If iPhone accessories are your thing, than the products being developed by Special Operations Apps will really get your juices flowing. We’ve seen a fair few camera and lens attachments designed to improve the iPhone’s naturally aspirated 8-megapixel shooter with varying levels of functionality like telephoto and fish-eye lenses, but this kit is of a different calibre.

SlashGear reports SOA has announced a new attachment called [SOA]2  which is designed to be used with the iPhone or iPad and a military camera. This allows HD video recording, which is geotagged and frame stamped, so it can be geolocated within 7m.
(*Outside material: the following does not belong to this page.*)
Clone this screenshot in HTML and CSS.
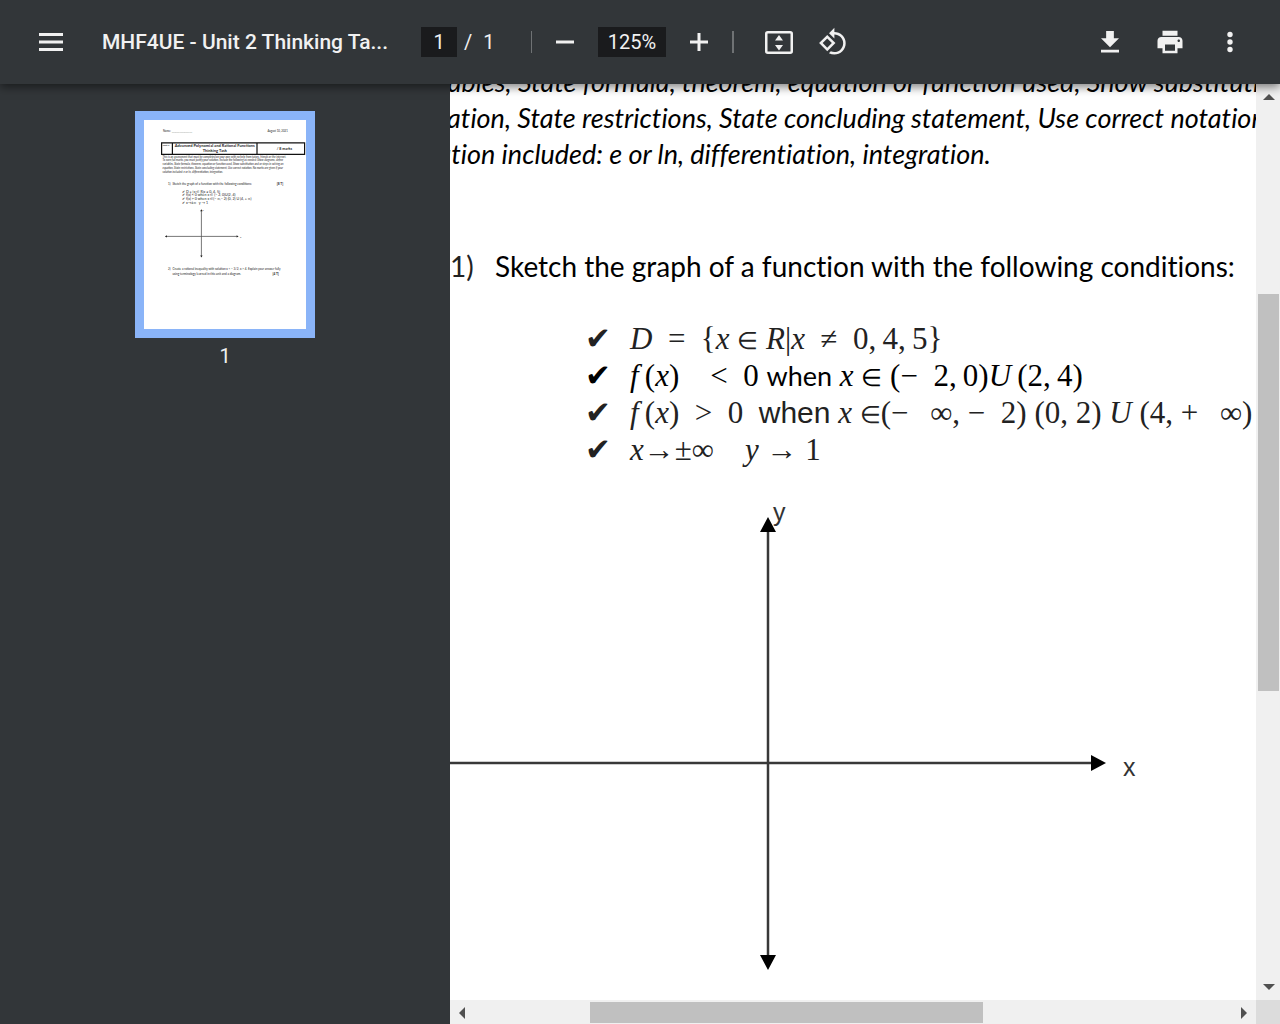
FILE: index.html
```html
<!DOCTYPE html>
<html lang="en">
<head>
<meta charset="utf-8">
<title>MHF4UE - Unit 2 Thinking Task</title>
<link rel="stylesheet" href="styles.css">
</head>
<body>
<header class="toolbar">
  <button class="tool" aria-label="Menu">
    <svg width="24" height="18" viewBox="0 0 24 18"><path d="M0 0h24v3H0zM0 7.500h24v3H0zM0 15h24v3H0z"/></svg>
  </button>
  <h1 class="doc-title">MHF4UE - Unit 2 Thinking Ta...</h1>
  <div class="center-tools">
    <div class="page-selector">
      <input class="field page-field" type="text" value="1" aria-label="Page number">
      <span>/</span>
      <span class="page-total">1</span>
    </div>
    <span class="divider"></span>
    <button class="tool small" aria-label="Zoom out">
      <svg width="18" height="18" viewBox="0 0 18 18"><path d="M0 7.500h18v3H0z"/></svg>
    </button>
    <input class="field zoom-field" type="text" value="125%" aria-label="Zoom level">
    <button class="tool small" aria-label="Zoom in">
      <svg width="18" height="18" viewBox="0 0 18 18"><path d="M0 7.500h7.500V0h3v7.500H18v3h-7.500V18h-3v-7.500H0z"/></svg>
    </button>
    <span class="divider thick"></span>
    <div class="view-tools">
      <button class="tool" aria-label="Fit to page">
        <svg width="28" height="24" viewBox="0 0 28 24"><rect x="1.250" y="2.250" width="25.500" height="20.500" rx="1.500" fill="none" stroke="#f1f1f1" stroke-width="2.500"/><path d="M14 5l4 5.500h-8zM14 20.500l4-5.500h-8z"/></svg>
      </button>
      <button class="tool" aria-label="Rotate counterclockwise">
        <svg width="36" height="36" viewBox="0 0 24 24"><path d="M7.340 6.410L.860 12.900l6.490 6.480 6.490-6.480-6.500-6.490zM3.690 12.900l3.660-3.660L11 12.900l-3.660 3.660-3.650-3.660zm15.670-6.260C17.610 4.880 15.300 4 13 4V.760L8.760 5 13 9.240V6c1.790 0 3.580.680 4.950 2.050 2.730 2.730 2.730 7.170 0 9.900C16.580 19.320 14.790 20 13 20c-.970 0-1.940-.210-2.840-.610l-1.490 1.490C10.020 21.620 11.510 22 13 22c2.300 0 4.610-.880 6.360-2.640 3.520-3.510 3.520-9.210 0-12.720z" transform="translate(2 1.900) scale(.84)"/></svg>
      </button>
    </div>
  </div>
  <div class="end-tools">
    <button class="tool" aria-label="Download">
      <svg width="30" height="30" viewBox="0 0 20 20"><path d="M16 7.330h-3.430V2.500H7.430v4.830H4L10 13.300zM4 15v1.800h12V15z" transform="translate(0 .2)"/></svg>
    </button>
    <button class="tool" aria-label="Print">
      <svg width="30" height="30" viewBox="0 0 24 24"><path d="M19 8H5c-1.660 0-3 1.340-3 3v6h4v4h12v-4h4v-6c0-1.660-1.340-3-3-3zm-3 11H8v-5h8v5zm3-7c-.550 0-1-.450-1-1s.450-1 1-1 1 .450 1 1-.450 1-1 1zm-1-9H6v4h12V3z"/></svg>
    </button>
    <button class="tool" aria-label="More actions">
      <svg width="6" height="22" viewBox="0 0 6 22"><circle cx="3" cy="3.500" r="2.700"/><circle cx="3" cy="11" r="2.700"/><circle cx="3" cy="18.500" r="2.700"/></svg>
    </button>
  </div>
</header>
<div class="workspace">
  <aside class="sidebar">
    <a class="thumbnail" href="#page" aria-label="Page 1">
      <svg class="thumbnail-page" viewBox="0 0 810 1045">
        <text x="95" y="60" font-size="14">Name: ________________</text>
        <text x="617" y="60" font-size="14">August 10, 2021</text>
        <path d="M88 114H803V172H88zM142 114V172M565 114V172" fill="none" stroke="#111" stroke-width="6"/>
        <g font-weight="bold">
          <text x="94" y="130" font-size="12">Unit 2</text>
          <text x="354" y="135" font-size="20" text-anchor="middle">Advanced Polynomial and Rational Functions</text>
          <text x="354" y="160" font-size="20" text-anchor="middle">Thinking Task</text>
          <text x="664" y="152" font-size="18">/ 8 marks</text>
          <text x="664" y="326" font-size="16">[8 T]</text>
          <text x="642" y="776" font-size="16">[4 T]</text>
        </g>
        <g font-size="14" font-style="italic">
          <text x="93" y="189">This is an assessment that must be completed on your own with no help from tutors, friends or the internet.</text>
          <text x="93" y="207">To earn full marks, you must justify your solution. Include the following as needed: Show diagrams, define</text>
          <text x="93" y="226">variables, State formula, theorem, equation or function used, Show substitution and or steps in solving an</text>
          <text x="93" y="245">equation, State restrictions, State concluding statement, Use correct notation. No marks are given if your</text>
          <text x="93" y="264">solution included: e or ln, differentiation, integration.</text>
        </g>
        <g font-size="15">
          <text x="120" y="326">1)</text>
          <text x="142" y="326">Sketch the graph of a function with the following conditions:</text>
          <text x="120" y="751">2)</text>
          <text x="142" y="751">Create a rational inequality with solution x &lt; − 3/2, x &gt; 4. Explain your answer fully</text>
          <text x="142" y="776">using terminology learned in this unit and a diagram.</text>
        </g>
        <g font-size="18">
          <text x="190" y="363">✔ D = {x ∈ R|x ≠ 0, 4, 5}</text>
          <text x="190" y="382">✔ f(x) &lt; 0 when x ∈ (− 2, 0)U(2, 4)</text>
          <text x="190" y="401">✔ f(x) &gt; 0 when x ∈(− ∞,− 2) (0, 2) U (4, + ∞)</text>
          <text x="190" y="420">✔ x→±∞ &#160; y → 1</text>
        </g>
        <path d="M287 450V680M107 582H467" stroke="#555" stroke-width="4"/>
        <path d="M287 446l6 10h-12zM287 688l6-10h-12zM105 582l10-6v12zM473 582l-10-6v12z"/>
        <text x="293" y="456" font-size="13">y</text>
        <text x="480" y="588" font-size="13">x</text>
      </svg>
    </a>
    <div class="thumbnail-label">1</div>
  </aside>
  <div class="viewer">
    <main class="page" id="page">
      <p class="instructions">variables, State formula, theorem, equation or function used, Show substitution and<br>equation, State restrictions, State concluding statement, Use correct notation.<br>solution included: e or ln, differentiation, integration.</p>
      <p class="question"><span class="number">1)</span>Sketch the graph of a function with the following conditions:</p>
      <ul class="conditions">
        <li><i>D</i>&ensp;=&ensp;{<i>x</i>&emsp14;<span class="sign">∈</span>&emsp14;<i>R</i>|<i>x</i>&ensp;≠&ensp;0,&thinsp;4,&thinsp;5}</li>
        <li class="strong"><i>f</i>&thinsp;(<i>x</i>)&ensp;&ensp;&lt;&ensp;0 <span class="word">when</span> <i>x</i> <span class="sign">∈</span> (−&ensp;2,&thinsp;0)<i>U</i>&thinsp;(2,&thinsp;4)</li>
        <li><i>f</i>&thinsp;(<i>x</i>)&ensp;&gt;&ensp;0&ensp;<span class="word-plain">when</span> <i>x</i> <span class="sign">∈</span>(−&ensp;&thinsp;∞, −&ensp;2) (0, 2) <i>U</i> (4, +&ensp;&thinsp;∞)</li>
        <li><i>x</i>→±∞&emsp;<i>y</i> → 1</li>
      </ul>
      <svg class="axes" width="760" height="490" viewBox="0 0 760 490">
        <path d="M356 38V468M0 273H684" stroke="#383838" stroke-width="2.500"/>
        <path d="M356 27l8 15h-16zM356 480l8-15h-16zM694 273l-15-8v16z" stroke="none"/>
        <text x="361" y="31">y</text>
        <text x="711" y="286">x</text>
      </svg>
    </main>
    <div class="scrollbar vertical">
      <span class="arrow"><svg width="12" height="6" viewBox="0 0 12 6"><path d="M6 0l6 6H0z"/></svg></span>
      <span class="before"></span><span class="thumb"></span><span class="after"></span>
      <span class="arrow"><svg width="12" height="6" viewBox="0 0 12 6"><path d="M6 6l6-6H0z"/></svg></span>
    </div>
    <div class="scrollbar horizontal">
      <span class="arrow"><svg width="6" height="12" viewBox="0 0 6 12"><path d="M0 6l6-6v12z"/></svg></span>
      <span class="before"></span><span class="thumb"></span><span class="after"></span>
      <span class="arrow"><svg width="6" height="12" viewBox="0 0 6 12"><path d="M6 6L0 0v12z"/></svg></span>
    </div>
    <div class="corner"></div>
  </div>
</div>
</body>
</html>
```
FILE: styles.css
```css
* { box-sizing: border-box; }
body {
  margin: 0;
  height: 100vh;
  display: flex;
  flex-direction: column;
  overflow: hidden;
  background: #323639;
  color: #f1f1f1;
  font-family: Roboto, sans-serif;
}
.toolbar {
  position: relative;
  z-index: 1;
  flex: none;
  display: flex;
  align-items: center;
  height: 84px;
  padding: 0 26px 0 27px;
  background: #323639;
  box-shadow: 0 3px 9px rgba(0, 0, 0, .5);
  font-size: 20px;
}
.tool {
  flex: none;
  display: flex;
  align-items: center;
  justify-content: center;
  width: 48px;
  height: 48px;
  padding: 0;
  border: 0;
  background: none;
  fill: #f1f1f1;
}
.tool.small { width: 36px; }
.doc-title {
  flex: 0 1 290px;
  margin: 0 29px 0 27px;
  overflow: hidden;
  white-space: nowrap;
  font-size: 21px;
  font-weight: 500;
}
.center-tools { display: flex; align-items: center; gap: 15px; }
.page-selector { display: flex; align-items: center; gap: 7px; width: 95px; }
.page-total { margin-left: 4px; }
.field {
  height: 30px;
  padding: 0;
  border: 0;
  background: #1a1b1d;
  color: #f1f1f1;
  font: 20px Roboto, sans-serif;
  text-align: center;
}
.page-field { width: 36px; }
.zoom-field { width: 68px; }
.divider { width: 1px; height: 22px; background: #6f7274; }
.divider.thick { width: 2px; }
.view-tools { display: flex; gap: 6px; margin-left: 6px; }
.end-tools { display: flex; gap: 12px; margin-left: auto; }

.workspace { flex: 1; min-height: 0; display: flex; }
.sidebar {
  flex: none;
  width: 450px;
  display: flex;
  flex-direction: column;
  align-items: center;
  padding-top: 27px;
}
.thumbnail { display: block; width: 180px; border: 9px solid #8ab4f8; background: #fff; }
.thumbnail-page { display: block; width: 100%; fill: #222; font-family: Lato, "DejaVu Sans", sans-serif; }
.thumbnail-label { margin-top: 6px; font-size: 20px; line-height: 24px; }

.viewer {
  flex: 1;
  min-width: 0;
  display: grid;
  grid-template: minmax(0, 1fr) 24px / minmax(0, 1fr) 24px;
}
.page {
  overflow: hidden;
  background: #fff;
  color: #000;
  font-family: Lato, sans-serif;
  font-size: 27px;
  font-variant-ligatures: none;
  line-height: 37px;
  white-space: nowrap;
}
.page p { margin: 0; }
.page .instructions { margin: -20px 0 0 -44px; font-style: italic; line-height: 36px; }
.page .question { margin-top: 76px; font-size: 28px; }
.number { display: inline-block; width: 45px; color: #222; }
.conditions {
  margin: 35px 0 0 180px;
  padding: 0;
  list-style: none;
  color: #222;
  font-family: "Liberation Serif", serif;
  font-size: 31px;
}
.conditions li { height: 37px; }
.conditions li::before {
  content: "✔";
  display: inline-block;
  width: 45px;
  margin-left: -45px;
  font-family: "DejaVu Sans", sans-serif;
}
.conditions .strong { color: #000; }
.sign { font-size: 24px; }
.word { font-family: Lato, sans-serif; font-size: 27px; }
.word-plain { font-family: "Liberation Sans", sans-serif; font-size: 30px; }
.axes { display: block; margin: 22px 0 0 -38px; font: 25px "Liberation Sans", sans-serif; }
.axes text { fill: #333; }

.scrollbar { display: flex; background: #f0f0f0; }
.vertical { flex-direction: column; padding: 0 1px 0 2px; }
.horizontal { padding: 2px 0 1px; }
.arrow { flex: 0 0 24px; display: flex; align-items: center; justify-content: center; fill: #505050; }
.vertical .arrow { flex-basis: 26px; }
.thumb { background: #c0c0c0; }
.vertical .before { flex: 184; }
.vertical .thumb { flex: 397; }
.vertical .after { flex: 283; }
.horizontal .before { flex: 116; }
.horizontal .thumb { flex: 393; }
.horizontal .after { flex: 249; }
.corner { background: #dcdcdc; }
```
The key advantage of replacing the traditional scope or goggle system used by the military is that the user isn’t locked into a screen and the device is easily removable. Not to mention using existing consumer technology (such as an iPad) means it’s highly versatile.

[SOA]2

What’s more the specialised apps, developed to work in partnership with the hardware allow the iPhone or iPad to operate as a heads-up display, providing extra information as what can be seen through the night vision scope. Think of this as an enhanced version of Google Goggles, able to identify objects and provide information on them in near darkness.

Chris Byrd, VP of sales and marketing for US Night Vision explained, “With [SOA]2 and USNV Hardware, warfighters can use their smart devices as a calibrated, heads-up display for optics to improve situational awareness. No longer will they have to squint through a scope and close one eye — or be locked into goggles.

The [SOA]2 system cases and attachments are made of tough materials, ruggedised and strengthened. In the case of the adapters for the various optical attachments, the company has employed an near unbreakable material known as Ultem 2300.

The product line is still in development and the company have even stated that they’re interested in using a similar system for use with Android and Windows Phone devices too. Given time, soldiers may well exchange their night vision goggles for night vision smartphones and if we’re really lucky, civilian consumers might get a taste of the action too.